Events, encounters, thoughts, and revelations on this historic day . . .
 
Yes, today was “Day #100” of this crazy trip. I don’t remember how I stumbled upon this fact.
 
I begin the day with my morning three-mile run with Rachel and Natalie. Cows and stray dogs roam the streets. The stench of burning fires and waste impede the lungs. Indian men walk up and down the sides of the road and stare as we coast past in our pricey kicks, striding to the beats of the music exploding from our ear buds. I once again gain the epiphany that U2 is the most ideal running tune-age. I return back to the YWAM base on the very last measure of “Where the streets have no name.” I promise that I did not make that up.


 
I run upstairs to dump buckets of water over my head and call my hygiene acceptable. I can guarantee that the shampoo in my hair never rinses out. I forgot to sign up for breakfast last night, so 2 bananas and my stash of peanut butter suffice.
 
Our van rolled out at 7:45 am for Asha Keran Special Needs School. My four teammates and I arrived just in time for the morning assembly. We sang two songs with the fifty-or-so teenagers in their white and kelly green uniforms. We belted “Pharaoh, Pharaoh” and “Our God Is So Great.” Then, Brittany told the creation story. I held up pictures that depicted the different days of creation. The innocence of these young people was astounding as they listened intently and responded with great enthusiasm. Next, we headed over to the teacher’s assembly. Stephanie gave a devotional on the topic of serving out of the strength that the Lord provides. I finally headed to my designated classroom. I observed as six students and two teachers went through their daily lessons. I assisted a 13-year-old girl with copying four-letter words off of the chalkboard. I think of what I was learning at age 13 . . . probably something to the effect of pre-algebra and how to construct a bibliography.


 
Working at this special needs school has been fascinating. It takes a special type of person to work with these kids. I act like I know how to relate with them when really; I have no idea how they are receiving things or what they are thinking. But in actuality, what about people I interact with on a daily basis? I am sure I go through the same thought process of relation with them. Maybe I am simply more aware of my notions with these kids. Anyway, God has revealed His great love in even deeper ways through these students.


 
We returned home for lunch. Rice with some spices like usual and a fish. Yup, an entire fish all to myself. Shortly after, I hopped into a tuk-tuk with a few other girls. We hit the town. I drank sugar cane juice (it was gross) while my friend got some sweet henna. We found a salon and I got a haircut for less than five U.S. dollars. It was a day that I didn’t really feel like a missionary, but it was quite excellent. Following, we sat in a coffee shop and I ordered a black coffee. This is something to note. Folks over here fail to comprehend the essence of coffee because they add loads of sugar and milk. Yesterday, I tasted the grounds and envisioned fields of cocoa in the tropics as I drank. The Bollywood music videos on the tv screen interrupted the oasis. If one thinks that Hollywood is unreal, Bollywood is even more unconventional. A tuk-tuk ride home and some more rice for dinner.

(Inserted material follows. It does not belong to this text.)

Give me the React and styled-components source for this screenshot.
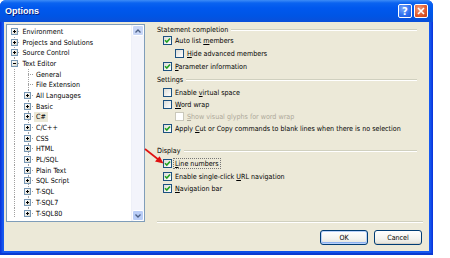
import React from "react";
import styled, { createGlobalStyle } from "styled-components";

const GlobalStyle = createGlobalStyle`
  html, body {
    margin: 0;
    padding: 0;
    background: #ffffff;
  }
  body {
    font-family: "DejaVu Sans Condensed", "DejaVu Sans", "Liberation Sans", sans-serif;
    font-stretch: condensed;
  }
`;

const Page = styled.div`
  width: 450px;
  height: 258px;
  overflow: hidden;
  position: relative;
`;

const Window = styled.div`
  width: 433px;
  height: 255px;
  box-sizing: border-box;
  padding: 0 4px 4px 4px;
  background: linear-gradient(to right, #0831d9, #1659f0 3px, #0a4ce6 50%, #1659f0 calc(100% - 3px), #0831d9);
  border-radius: 6px 6px 0 0;
  display: flex;
  flex-direction: column;
  box-shadow: inset 0 -2px 0 #0a3ad0;
`;

const TitleBar = styled.div`
  height: 22px;
  margin: 0 -4px;
  padding: 0 4px 0 5px;
  display: flex;
  align-items: center;
  justify-content: space-between;
  border-radius: 6px 6px 0 0;
  background: linear-gradient(
    to bottom,
    #3d8cf7 0px,
    #0a63f0 3px,
    #0058ee 8px,
    #0055e5 16px,
    #0a4fd9 22px
  );
`;

const Title = styled.span`
  color: #ffffff;
  font-family: "Liberation Sans", Arial, sans-serif;
  font-stretch: normal;
  font-weight: bold;
  font-size: 9px;
  text-shadow: 1px 1px 0 #0a1e80;
`;

const Controls = styled.div`
  display: flex;
  gap: 2px;
  margin-right: 1px;
`;

const CapButton = styled.div`
  width: 14px;
  height: 14px;
  box-sizing: border-box;
  border: 1px solid #ffffff;
  border-radius: 2px;
  display: flex;
  align-items: center;
  justify-content: center;
  color: #ffffff;
  font-family: "DejaVu Sans", sans-serif;
  font-stretch: normal;
  font-weight: bold;
  font-size: 10px;
  background: ${(p) =>
    p.$close
      ? "radial-gradient(circle at 35% 30%, #f29a7a, #e05a2d 60%, #c53d14)"
      : "radial-gradient(circle at 35% 30%, #7aa7f8, #2c6ff0 60%, #1d52d4)"};
`;

const Body = styled.div`
  flex: 1;
  background: #ece9d8;
  display: flex;
  padding: 2px 0 6px 2px;
`;

const Tree = styled.div`
  width: 139px;
  height: 198px;
  box-sizing: border-box;
  border: 1px solid #7f9db9;
  background: #ffffff;
  display: flex;
  overflow: hidden;
`;

const TreeList = styled.div`
  flex: 1;
  padding-top: 1px;
  display: flex;
  flex-direction: column;
`;

const Row = styled.div`
  height: 10.7px;
  display: flex;
  align-items: stretch;
  font-size: 7.1px;
  color: #000000;
`;

const Guide = styled.div`
  width: 13.5px;
  flex: none;
  background-image: repeating-linear-gradient(to bottom, #a0a0a0 0 1px, transparent 1px 2px);
  background-size: 1px 100%;
  background-position: 7px 0;
  background-repeat: no-repeat;
`;

const Connector = styled.div`
  width: 13.5px;
  flex: none;
  display: flex;
  align-items: center;
  justify-content: center;
  background-image: repeating-linear-gradient(to right, #a0a0a0 0 1px, transparent 1px 2px),
    ${(p) =>
      p.$vert
        ? "repeating-linear-gradient(to bottom, #a0a0a0 0 1px, transparent 1px 2px)"
        : "linear-gradient(transparent, transparent)"};
  background-size: 6px 1px, 1px ${(p) => (p.$vert === "half" ? "50%" : "100%")};
  background-position: 7px 50%, 7px 0;
  background-repeat: no-repeat;
`;

const Expander = styled.div`
  width: 7px;
  height: 7px;
  box-sizing: border-box;
  border: 1px solid #7898b5;
  background: linear-gradient(135deg, #ffffff, #d8d8cc);
  display: flex;
  align-items: center;
  justify-content: center;
  position: relative;
  margin-left: 1px;
  &::before {
    content: "";
    width: 3px;
    height: 1px;
    background: #000000;
  }
  &::after {
    content: "";
    display: ${(p) => (p.$open ? "none" : "block")};
    position: absolute;
    width: 1px;
    height: 3px;
    background: #000000;
  }
`;

const Label = styled.span`
  display: flex;
  align-items: center;
  padding: 0 2px;
  white-space: nowrap;
  background: ${(p) => (p.$selected ? "#ece9d8" : "transparent")};
`;

const ScrollBar = styled.div`
  width: 12px;
  flex: none;
  background: #f3f4fb;
  border-left: 1px solid #eef0f8;
  display: flex;
  flex-direction: column;
  justify-content: space-between;
`;

const ScrollArrow = styled.div`
  height: 11px;
  box-sizing: border-box;
  border: 1px solid #ffffff;
  border-radius: 2px;
  background: ${(p) => (p.$active ? "#b9cdf7" : "#c8d6f7")};
  display: flex;
  align-items: center;
  justify-content: center;
`;

const RightPane = styled.div`
  flex: 1;
  display: flex;
  flex-direction: column;
  padding: 0 6px 0 12px;
`;

const Groups = styled.div`
  flex: 1;
  display: flex;
  flex-direction: column;
`;

const GroupHead = styled.div`
  height: ${(p) => p.$h || 10}px;
  display: flex;
  align-items: center;
  font-size: 7.1px;
  color: #000000;
  margin-top: ${(p) => p.$top || 0}px;
  padding-right: 6px;
  &::after {
    content: "";
    flex: 1;
    height: 1px;
    background: #d0d0bf;
    margin-left: 3px;
    box-shadow: 0 1px 0 #ffffff;
  }
`;

const CheckRow = styled.label`
  height: ${(p) => p.$h || 12.5}px;
  display: flex;
  align-items: center;
  gap: 2px;
  padding-left: ${(p) => (p.$indent ? 18 : 6)}px;
  font-size: 7.1px;
  color: ${(p) => (p.$disabled ? "#aca899" : "#000000")};
  white-space: nowrap;
`;

const Box = styled.span`
  width: 9px;
  height: 9px;
  flex: none;
  box-sizing: border-box;
  border: 1px solid ${(p) => (p.$disabled ? "#cac8bb" : "#1c5180")};
  background: ${(p) =>
    p.$disabled ? "#ffffff" : "linear-gradient(135deg, #dcdcd7, #ffffff)"};
  display: flex;
  align-items: center;
  justify-content: center;
`;

const Text = styled.span`
  padding: 0 1px;
  outline: ${(p) => (p.$focus ? "1px dotted #777" : "none")};
  u {
    text-decoration: underline;
    text-underline-offset: 1px;
  }
`;

const Separator = styled.div`
  height: 1px;
  background: #d0d0bf;
  box-shadow: 0 1px 0 #ffffff;
`;

const ButtonRow = styled.div`
  display: flex;
  justify-content: flex-end;
  gap: 6px;
  padding-top: 8px;
  padding-right: 1px;
`;

const Button = styled.div`
  width: 48px;
  height: 15px;
  box-sizing: border-box;
  border: 1px solid #003c74;
  border-radius: 3px;
  background: linear-gradient(to bottom, #ffffff, #f3f3ef 60%, #e3e2d9);
  box-shadow: ${(p) =>
    p.$default ? "inset 0 0 0 1px #b9d1fa, inset 0 -1px 0 1px #8db2f0" : "inset 0 -1px 0 #d6d0c5"};
  display: flex;
  align-items: center;
  justify-content: center;
  font-size: 7.1px;
  color: #000000;
`;

const Arrow = styled.svg`
  position: absolute;
  left: 144px;
  top: 148px;
`;

const Check = () => (
  <svg width="7" height="7" viewBox="0 0 7 7">
    <path d="M1 3.2 L2.8 5 L6 1.5" stroke="#21a121" strokeWidth="1.6" fill="none" />
  </svg>
);

const CheckBox = ({ checked, disabled, indent, focus, h, children }) => (
  <CheckRow $indent={indent} $disabled={disabled} $h={h}>
    <Box $disabled={disabled}>{checked && <Check />}</Box>
    <Text $focus={focus}>{children}</Text>
  </CheckRow>
);

const treeItems = [
  { label: "Environment", level: 0, exp: "plus" },
  { label: "Projects and Solutions", level: 0, exp: "plus" },
  { label: "Source Control", level: 0, exp: "plus" },
  { label: "Text Editor", level: 0, exp: "minus" },
  { label: "General", level: 1 },
  { label: "File Extension", level: 1 },
  { label: "All Languages", level: 1, exp: "plus" },
  { label: "Basic", level: 1, exp: "plus" },
  { label: "C#", level: 1, exp: "plus", selected: true },
  { label: "C/C++", level: 1, exp: "plus" },
  { label: "CSS", level: 1, exp: "plus" },
  { label: "HTML", level: 1, exp: "plus" },
  { label: "PL/SQL", level: 1, exp: "plus" },
  { label: "Plain Text", level: 1, exp: "plus" },
  { label: "SQL Script", level: 1, exp: "plus" },
  { label: "T-SQL", level: 1, exp: "plus" },
  { label: "T-SQL7", level: 1, exp: "plus" },
  { label: "T-SQL80", level: 1, exp: "plus" },
];

const TreeRow = ({ item, index }) => {
  const top = item.level === 0;
  return (
    <Row>
      {top ? (
        <Connector $vert={index === 0 ? false : index === 3 ? "half" : true}>
          <Expander $open={item.exp === "minus"} />
        </Connector>
      ) : (
        <>
          <Guide />
          <Connector $vert>
            {item.exp && <Expander $open={item.exp === "minus"} />}
          </Connector>
        </>
      )}
      <Label $selected={item.selected}>{item.label}</Label>
    </Row>
  );
};

export default function App() {
  return (
    <Page>
      <GlobalStyle />
      <Window>
        <TitleBar>
          <Title>Options</Title>
          <Controls>
            <CapButton>?</CapButton>
            <CapButton $close>
              <svg width="8" height="8" viewBox="0 0 8 8">
                <path d="M1 1 L7 7 M7 1 L1 7" stroke="#fff" strokeWidth="1.6" />
              </svg>
            </CapButton>
          </Controls>
        </TitleBar>
        <Body>
          <Tree>
            <TreeList>
              {treeItems.map((item, i) => (
                <TreeRow key={item.label} item={item} index={i} />
              ))}
            </TreeList>
            <ScrollBar>
              <ScrollArrow>
                <svg width="6" height="4" viewBox="0 0 6 4">
                  <path d="M0.5 3.5 L3 1 L5.5 3.5" stroke="#4d6185" strokeWidth="1.3" fill="none" />
                </svg>
              </ScrollArrow>
              <ScrollArrow $active>
                <svg width="6" height="4" viewBox="0 0 6 4">
                  <path d="M0.5 0.5 L3 3 L5.5 0.5" stroke="#4d6185" strokeWidth="1.3" fill="none" />
                </svg>
              </ScrollArrow>
            </ScrollBar>
          </Tree>
          <RightPane>
            <Groups>
              <GroupHead $h={10}>Statement completion</GroupHead>
              <CheckBox checked h={12}>
                Auto list <u>m</u>embers
              </CheckBox>
              <CheckBox indent h={15}>
                <u>H</u>ide advanced members
              </CheckBox>
              <CheckBox checked h={11}>
                <u>P</u>arameter information
              </CheckBox>
              <GroupHead $h={14}>Settings</GroupHead>
              <CheckBox h={12}>
                Enable <u>v</u>irtual space
              </CheckBox>
              <CheckBox h={13}>
                <u>W</u>ord wrap
              </CheckBox>
              <CheckBox indent disabled h={10}>
                <u>S</u>how visual glyphs for word wrap
              </CheckBox>
              <CheckBox checked h={14}>
                Apply <u>C</u>ut or Copy commands to blank lines when there is no selection
              </CheckBox>
              <GroupHead $top={9} $h={12}>Display</GroupHead>
              <CheckBox checked focus h={14}>
                <u>L</u>ine numbers
              </CheckBox>
              <CheckBox checked h={12}>
                Enable single-click <u>U</u>RL navigation
              </CheckBox>
              <CheckBox checked h={12}>
                <u>N</u>avigation bar
              </CheckBox>
            </Groups>
            <Separator />
            <ButtonRow>
              <Button $default>OK</Button>
              <Button>Cancel</Button>
            </ButtonRow>
          </RightPane>
        </Body>
      </Window>
      <Arrow width="22" height="18" viewBox="0 0 22 18">
        <path d="M1 1 L15 12" stroke="#e01010" strokeWidth="1.6" />
        <path d="M19.5 15.5 L11 13.6 L15.6 8.2 Z" fill="#e01010" />
      </Arrow>
    </Page>
  );
}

Every single night, we have time as a team. Sometimes we have feedback one another – good and bad. Sometimes we do an activity. Tonight, we worshipped. I love worship. God has always used it to draw me closer to His heart. Have you ever worshipped like you didn’t care what anyone else thought? I usually don’t have a problem worshipping freely. But, there was something blocking this freedom last night. Most everyone was belting out with all they had. I just wasn’t feeling it. I felt unspiritual. Why does this happen? This insufficient feeling . . . I recognized it and kicked it in the pants. My God was with me and He wanted to speak. I laid down and was still in His presence. I felt Him overtake my thoughts and emotions. I want to live in that state all the time. It was an especially sweet ending to my day. I want to begin and end every day as such.
 
There is a fan spinning above me. The little artificial Christmas tree is blinking in the corner next to one of the girl’s guitars. Chris Quilala’s voice sings in my ears. I am in Bangalore, India. I thank my Father for another wonderful day of love, provision, new revelation, and peace. Here’s to many more days as such here in these foreign lands and in the years to come. It’s going to be wild.
 
And so this was “Day 100” onThe World Race.No geckos near my bed or pigeon to eat . . . today was typical for my time here, yet full of little unique adventures. I love traveling, experiencing, ministering, loving. Life with God is and adventure.